Overall, 2008 looks to be a good year for bears. The US Federal Reserve has
been walking a tightrope since August between the precipices of a collapsing
financial system and resurgent inflation. With a 3.2% November Producer Price
Index rise (7.2% over the previous year) announced on Thursday and a 0.8%
Consumer
Price Index rise (4.3% over the previous year) announced on Friday, it can now
be officially confirmed that the tightrope has vanished into thin air. The
United States over the next 12 months will experience both a collapse in its
financial sector and a violent resurgence in inflation, and there’s nothing
whatever the Fed can do about it, no interest rate trajectory that will not
worsen one problem more than it alleviates the other.
If the Fed lowers interest rates further to bail out Wall Street, it will
worsen inflation. Oil prices moved from US$70 to $90 on the 0.75% drop in the
Federal Funds rate from 5.25% to 4.50% so will surely soar to around $120 if
the Fed is foolish enough to lower it to 3%, as several Wall Street and
permabull commentators are calling for. Equally, if the Fed were to raise
rates, even gently, in order to contain resurgent inflation, the US stock
market would tank and the housing finance market would suffer yet further
losses, as housing ''affordability'' diminishes as interest rates rise.
The right stance would be a significantly higher level of rates, perhaps in the
6.5%-7% range, which would be fairly close to neutral on inflation, but that
would devastate stocks and housing - both necessary declines, but the Fed’s
number one objective is not to be blamed for such events.
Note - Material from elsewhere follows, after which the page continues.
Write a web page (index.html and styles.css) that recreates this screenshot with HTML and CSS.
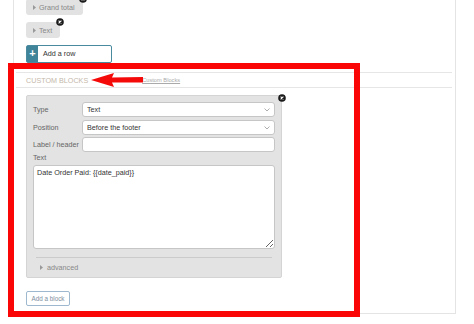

Most likely, the Fed
will be frozen into immobility, keeping interest rates at or near their current
levels, in which case both inflation and the housing crisis will steadily
worsen, while stocks decline.
The US stock market, after more than a decade of excessive and unjustified
optimism, seems destined to crash several thousand points onto the rocks below.
The only question is the timing. Should the Bureau of Economic Analysis massage
the next few months’ inflation numbers successfully, and the Fed continues to
lower interest rates, it is possible that the housing decline will slow, fed as
it will be by an ocean of liquidity, so that at least in the first half of 2008
optimism will once again reign. However it seems unlikely that any false dawn
of this type will last long; the collapse of the securitization mechanism, and
the withdrawal of confidence from asset backed commercial paper vehicles, make
it unlikely that the credit bubble can be sustained for much longer - bank
balance sheets are simply not large enough to absorb all the necessary paper.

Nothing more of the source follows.